> EXERCISE DETAILS:
Your task is to transcribe all of the data below exactly, omitting the images.
********
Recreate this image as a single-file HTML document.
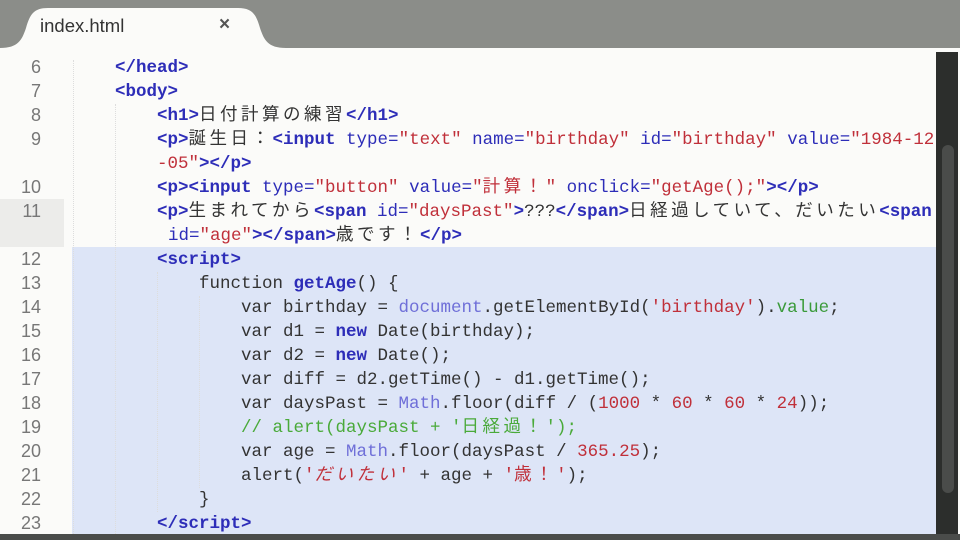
<!DOCTYPE html>
<html><head><meta charset="utf-8"><style>
body{margin:0;width:960px;height:540px;overflow:hidden;background:#8b8d89;position:relative;font-family:"Liberation Mono","Noto Sans CJK JP",monospace;}
#ed{position:absolute;left:0;top:48px;width:960px;height:486px;background:#fbfbf9;}
#sel{position:absolute;left:72px;top:247px;width:864px;height:287px;background:#dde5f7;}
#g11{position:absolute;left:0;top:199px;width:64px;height:48px;background:#ececea;}
.n{position:absolute;left:0;width:41px;text-align:right;font-size:18px;color:#777;font-family:"Liberation Sans",sans-serif;}
.l{position:absolute;font-size:17.5px;white-space:pre;color:#333;line-height:24px;}
.j{letter-spacing:3.5px;font-family:"Liberation Mono","Noto Sans CJK JP",sans-serif;}
.t{color:#2d2db8;}
.s{color:#c0303a;}
.b{color:#2d2db8;font-weight:bold;}
.p{color:#6f6fd8;}
.c{color:#4aaa3a;}
.gv{color:#3a9a3a;}
.guide{position:absolute;width:0;border-left:1px dotted #ddd;}
#sb{position:absolute;left:936px;top:52px;width:22px;height:482px;background:#2c2e2c;}
#th{position:absolute;left:942px;top:145px;width:12px;height:348px;background:#4a4c4a;border-radius:6px;}
#bot{position:absolute;left:0;top:534px;width:960px;height:6px;background:#4a4c4a;}
</style></head><body>
<svg style="position:absolute;left:0;top:0" width="300" height="50"><path d="M0 48 C18 48 22 40 26 28 C30 14 34 8 48 8 L238 8 C252 8 256 14 260 28 C264 40 268 48 286 48 Z" fill="#fbfbf9"/></svg>
<div style="position:absolute;left:40px;top:15px;font-family:'Liberation Sans',sans-serif;font-size:18.5px;color:#333">index.html</div>
<div style="position:absolute;left:219px;top:14px;font-family:'Liberation Sans',sans-serif;font-size:19px;color:#555;font-weight:bold">×</div>
<div id="ed"></div>
<div id="g11"></div>
<div id="sel"></div>
<div class="guide" style="left:73px;top:60px;height:474px"></div>
<div class="guide" style="left:115px;top:104px;height:430px"></div>
<div class="guide" style="left:157px;top:272px;height:240px"></div>
<div class="guide" style="left:199px;top:296px;height:192px"></div>
<div class="n" style="top:57px">6</div>
<div class="n" style="top:81px">7</div>
<div class="n" style="top:105px">8</div>
<div class="n" style="top:129px">9</div>
<div class="n" style="top:177px">10</div>
<div class="n" style="top:201px">11</div>
<div class="n" style="top:249px">12</div>
<div class="n" style="top:273px">13</div>
<div class="n" style="top:297px">14</div>
<div class="n" style="top:321px">15</div>
<div class="n" style="top:345px">16</div>
<div class="n" style="top:369px">17</div>
<div class="n" style="top:393px">18</div>
<div class="n" style="top:417px">19</div>
<div class="n" style="top:441px">20</div>
<div class="n" style="top:465px">21</div>
<div class="n" style="top:489px">22</div>
<div class="n" style="top:513px">23</div>

<div class="l" style="left:115px;top:56px"><span class="b">&lt;/head&gt;</span></div>
<div class="l" style="left:115px;top:80px"><span class="b">&lt;body&gt;</span></div>
<div class="l" style="left:157px;top:104px"><span class="b">&lt;h1&gt;</span><span class="j">日付計算の練習</span><span class="b">&lt;/h1&gt;</span></div>
<div class="l" style="left:157px;top:128px"><span class="b">&lt;p&gt;</span><span class="j">誕生日：</span><span class="b">&lt;input</span> <span class="t">type=</span><span class="s">"text"</span> <span class="t">name=</span><span class="s">"birthday"</span> <span class="t">id=</span><span class="s">"birthday"</span> <span class="t">value=</span><span class="s">"1984-12</span></div>
<div class="l" style="left:157px;top:152px"><span class="s">-05"</span><span class="b">&gt;&lt;/p&gt;</span></div>
<div class="l" style="left:157px;top:176px"><span class="b">&lt;p&gt;&lt;input</span> <span class="t">type=</span><span class="s">"button"</span> <span class="t">value=</span><span class="s">"<span class="j">計算！</span>"</span> <span class="t">onclick=</span><span class="s">"getAge();"</span><span class="b">&gt;&lt;/p&gt;</span></div>
<div class="l" style="left:157px;top:200px"><span class="b">&lt;p&gt;</span><span class="j">生まれてから</span><span class="b">&lt;span</span> <span class="t">id=</span><span class="s">"daysPast"</span><span class="b">&gt;</span>???<span class="b">&lt;/span&gt;</span><span class="j">日経過していて、だいたい</span><span class="b">&lt;span</span></div>
<div class="l" style="left:168px;top:224px"><span class="t">id=</span><span class="s">"age"</span><span class="b">&gt;&lt;/span&gt;</span><span class="j">歳です！</span><span class="b">&lt;/p&gt;</span></div>
<div class="l" style="left:157px;top:248px"><span class="b">&lt;script&gt;</span></div>
<div class="l" style="left:199px;top:272px">function <span class="b">getAge</span>() {</div>
<div class="l" style="left:241px;top:296px">var birthday = <span class="p">document</span>.getElementById(<span class="s">'birthday'</span>).<span class="gv">value</span>;</div>
<div class="l" style="left:241px;top:320px">var d1 = <span class="b">new</span> Date(birthday);</div>
<div class="l" style="left:241px;top:344px">var d2 = <span class="b">new</span> Date();</div>
<div class="l" style="left:241px;top:368px">var diff = d2.getTime() - d1.getTime();</div>
<div class="l" style="left:241px;top:392px">var daysPast = <span class="p">Math</span>.floor(diff / (<span class="s">1000</span> * <span class="s">60</span> * <span class="s">60</span> * <span class="s">24</span>));</div>
<div class="l c" style="left:241px;top:416px">// alert(daysPast + '<span class="j">日経過！</span>');</div>
<div class="l" style="left:241px;top:440px">var age = <span class="p">Math</span>.floor(daysPast / <span class="s">365.25</span>);</div>
<div class="l" style="left:241px;top:464px">alert(<span class="s">'<span class="j" style="font-style:italic">だいたい</span>'</span> + age + <span class="s">'<span class="j">歳！</span>'</span>);</div>
<div class="l" style="left:199px;top:488px">}</div>
<div class="l" style="left:157px;top:512px"><span class="b">&lt;/script&gt;</span></div>
<div id="sb"></div><div id="th"></div>
<div id="bot"></div>
</body></html>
********
> RESPONSE:
Recreate this image as a single-file HTML document.
<!DOCTYPE html>
<html><head><meta charset="utf-8"><style>
body{margin:0;width:960px;height:540px;overflow:hidden;background:#8b8d89;position:relative;font-family:"Liberation Mono","Noto Sans CJK JP",monospace;}
#ed{position:absolute;left:0;top:48px;width:960px;height:486px;background:#fbfbf9;}
#sel{position:absolute;left:72px;top:247px;width:864px;height:287px;background:#dde5f7;}
#g11{position:absolute;left:0;top:199px;width:64px;height:48px;background:#ececea;}
.n{position:absolute;left:0;width:41px;text-align:right;font-size:18px;color:#777;font-family:"Liberation Sans",sans-serif;}
.l{position:absolute;font-size:17.5px;white-space:pre;color:#333;line-height:24px;}
.j{letter-spacing:3.5px;font-family:"Liberation Mono","Noto Sans CJK JP",sans-serif;}
.t{color:#2d2db8;}
.s{color:#c0303a;}
.b{color:#2d2db8;font-weight:bold;}
.p{color:#6f6fd8;}
.c{color:#4aaa3a;}
.gv{color:#3a9a3a;}
.guide{position:absolute;width:0;border-left:1px dotted #ddd;}
#sb{position:absolute;left:936px;top:52px;width:22px;height:482px;background:#2c2e2c;}
#th{position:absolute;left:942px;top:145px;width:12px;height:348px;background:#4a4c4a;border-radius:6px;}
#bot{position:absolute;left:0;top:534px;width:960px;height:6px;background:#4a4c4a;}
</style></head><body>
<svg style="position:absolute;left:0;top:0" width="300" height="50"><path d="M0 48 C18 48 22 40 26 28 C30 14 34 8 48 8 L238 8 C252 8 256 14 260 28 C264 40 268 48 286 48 Z" fill="#fbfbf9"/></svg>
<div style="position:absolute;left:40px;top:15px;font-family:'Liberation Sans',sans-serif;font-size:18.5px;color:#333">index.html</div>
<div style="position:absolute;left:219px;top:14px;font-family:'Liberation Sans',sans-serif;font-size:19px;color:#555;font-weight:bold">×</div>
<div id="ed"></div>
<div id="g11"></div>
<div id="sel"></div>
<div class="guide" style="left:73px;top:60px;height:474px"></div>
<div class="guide" style="left:115px;top:104px;height:430px"></div>
<div class="guide" style="left:157px;top:272px;height:240px"></div>
<div class="guide" style="left:199px;top:296px;height:192px"></div>
<div class="n" style="top:57px">6</div>
<div class="n" style="top:81px">7</div>
<div class="n" style="top:105px">8</div>
<div class="n" style="top:129px">9</div>
<div class="n" style="top:177px">10</div>
<div class="n" style="top:201px">11</div>
<div class="n" style="top:249px">12</div>
<div class="n" style="top:273px">13</div>
<div class="n" style="top:297px">14</div>
<div class="n" style="top:321px">15</div>
<div class="n" style="top:345px">16</div>
<div class="n" style="top:369px">17</div>
<div class="n" style="top:393px">18</div>
<div class="n" style="top:417px">19</div>
<div class="n" style="top:441px">20</div>
<div class="n" style="top:465px">21</div>
<div class="n" style="top:489px">22</div>
<div class="n" style="top:513px">23</div>

<div class="l" style="left:115px;top:56px"><span class="b">&lt;/head&gt;</span></div>
<div class="l" style="left:115px;top:80px"><span class="b">&lt;body&gt;</span></div>
<div class="l" style="left:157px;top:104px"><span class="b">&lt;h1&gt;</span><span class="j">日付計算の練習</span><span class="b">&lt;/h1&gt;</span></div>
<div class="l" style="left:157px;top:128px"><span class="b">&lt;p&gt;</span><span class="j">誕生日：</span><span class="b">&lt;input</span> <span class="t">type=</span><span class="s">"text"</span> <span class="t">name=</span><span class="s">"birthday"</span> <span class="t">id=</span><span class="s">"birthday"</span> <span class="t">value=</span><span class="s">"1984-12</span></div>
<div class="l" style="left:157px;top:152px"><span class="s">-05"</span><span class="b">&gt;&lt;/p&gt;</span></div>
<div class="l" style="left:157px;top:176px"><span class="b">&lt;p&gt;&lt;input</span> <span class="t">type=</span><span class="s">"button"</span> <span class="t">value=</span><span class="s">"<span class="j">計算！</span>"</span> <span class="t">onclick=</span><span class="s">"getAge();"</span><span class="b">&gt;&lt;/p&gt;</span></div>
<div class="l" style="left:157px;top:200px"><span class="b">&lt;p&gt;</span><span class="j">生まれてから</span><span class="b">&lt;span</span> <span class="t">id=</span><span class="s">"daysPast"</span><span class="b">&gt;</span>???<span class="b">&lt;/span&gt;</span><span class="j">日経過していて、だいたい</span><span class="b">&lt;span</span></div>
<div class="l" style="left:168px;top:224px"><span class="t">id=</span><span class="s">"age"</span><span class="b">&gt;&lt;/span&gt;</span><span class="j">歳です！</span><span class="b">&lt;/p&gt;</span></div>
<div class="l" style="left:157px;top:248px"><span class="b">&lt;script&gt;</span></div>
<div class="l" style="left:199px;top:272px">function <span class="b">getAge</span>() {</div>
<div class="l" style="left:241px;top:296px">var birthday = <span class="p">document</span>.getElementById(<span class="s">'birthday'</span>).<span class="gv">value</span>;</div>
<div class="l" style="left:241px;top:320px">var d1 = <span class="b">new</span> Date(birthday);</div>
<div class="l" style="left:241px;top:344px">var d2 = <span class="b">new</span> Date();</div>
<div class="l" style="left:241px;top:368px">var diff = d2.getTime() - d1.getTime();</div>
<div class="l" style="left:241px;top:392px">var daysPast = <span class="p">Math</span>.floor(diff / (<span class="s">1000</span> * <span class="s">60</span> * <span class="s">60</span> * <span class="s">24</span>));</div>
<div class="l c" style="left:241px;top:416px">// alert(daysPast + '<span class="j">日経過！</span>');</div>
<div class="l" style="left:241px;top:440px">var age = <span class="p">Math</span>.floor(daysPast / <span class="s">365.25</span>);</div>
<div class="l" style="left:241px;top:464px">alert(<span class="s">'<span class="j" style="font-style:italic">だいたい</span>'</span> + age + <span class="s">'<span class="j">歳！</span>'</span>);</div>
<div class="l" style="left:199px;top:488px">}</div>
<div class="l" style="left:157px;top:512px"><span class="b">&lt;/script&gt;</span></div>
<div id="sb"></div><div id="th"></div>
<div id="bot"></div>
</body></html>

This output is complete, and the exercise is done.